- **Direction**: From the entries that follow, pick out all lines holding "React".

- **Information given**:
——————————
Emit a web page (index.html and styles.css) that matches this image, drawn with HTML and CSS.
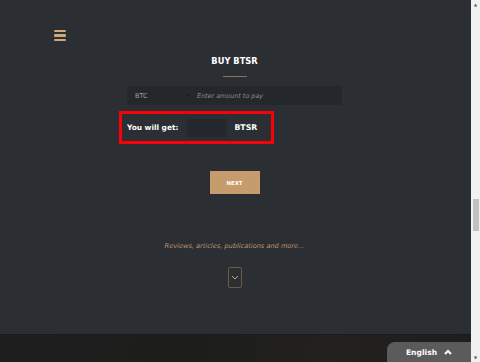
——————————
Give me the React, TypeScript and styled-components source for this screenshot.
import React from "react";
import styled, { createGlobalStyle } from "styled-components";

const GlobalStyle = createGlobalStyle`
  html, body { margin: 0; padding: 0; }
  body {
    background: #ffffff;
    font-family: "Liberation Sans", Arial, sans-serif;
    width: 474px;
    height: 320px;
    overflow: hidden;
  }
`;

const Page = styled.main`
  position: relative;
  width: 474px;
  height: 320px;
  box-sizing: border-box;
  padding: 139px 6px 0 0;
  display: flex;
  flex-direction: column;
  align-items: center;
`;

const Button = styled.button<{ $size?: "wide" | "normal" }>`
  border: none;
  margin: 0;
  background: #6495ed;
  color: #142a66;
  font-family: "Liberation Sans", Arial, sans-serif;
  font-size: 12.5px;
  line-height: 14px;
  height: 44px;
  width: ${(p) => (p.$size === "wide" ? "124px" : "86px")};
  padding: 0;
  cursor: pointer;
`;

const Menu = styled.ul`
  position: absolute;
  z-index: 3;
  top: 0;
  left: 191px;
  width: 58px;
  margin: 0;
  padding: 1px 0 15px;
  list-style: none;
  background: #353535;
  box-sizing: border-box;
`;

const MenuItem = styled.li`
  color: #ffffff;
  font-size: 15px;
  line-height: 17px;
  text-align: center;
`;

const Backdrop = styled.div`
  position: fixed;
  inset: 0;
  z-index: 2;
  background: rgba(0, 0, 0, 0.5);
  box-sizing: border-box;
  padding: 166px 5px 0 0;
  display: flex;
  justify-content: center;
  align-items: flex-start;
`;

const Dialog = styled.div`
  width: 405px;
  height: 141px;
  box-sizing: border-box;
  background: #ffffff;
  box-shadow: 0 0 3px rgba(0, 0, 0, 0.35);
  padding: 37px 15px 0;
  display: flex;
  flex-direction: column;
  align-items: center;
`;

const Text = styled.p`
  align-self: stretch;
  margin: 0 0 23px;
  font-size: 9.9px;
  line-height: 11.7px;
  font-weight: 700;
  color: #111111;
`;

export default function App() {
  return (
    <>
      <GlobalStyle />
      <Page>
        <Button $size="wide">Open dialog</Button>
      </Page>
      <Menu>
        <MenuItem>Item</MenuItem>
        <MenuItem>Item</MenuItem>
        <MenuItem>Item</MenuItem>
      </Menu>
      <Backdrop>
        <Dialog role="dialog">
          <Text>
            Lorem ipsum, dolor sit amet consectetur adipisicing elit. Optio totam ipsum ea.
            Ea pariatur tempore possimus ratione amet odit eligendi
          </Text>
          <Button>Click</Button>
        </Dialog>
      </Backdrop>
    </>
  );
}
——————————
- **Output for this task**:
Give me the React, TypeScript and styled-components source for this screenshot.
import React from "react";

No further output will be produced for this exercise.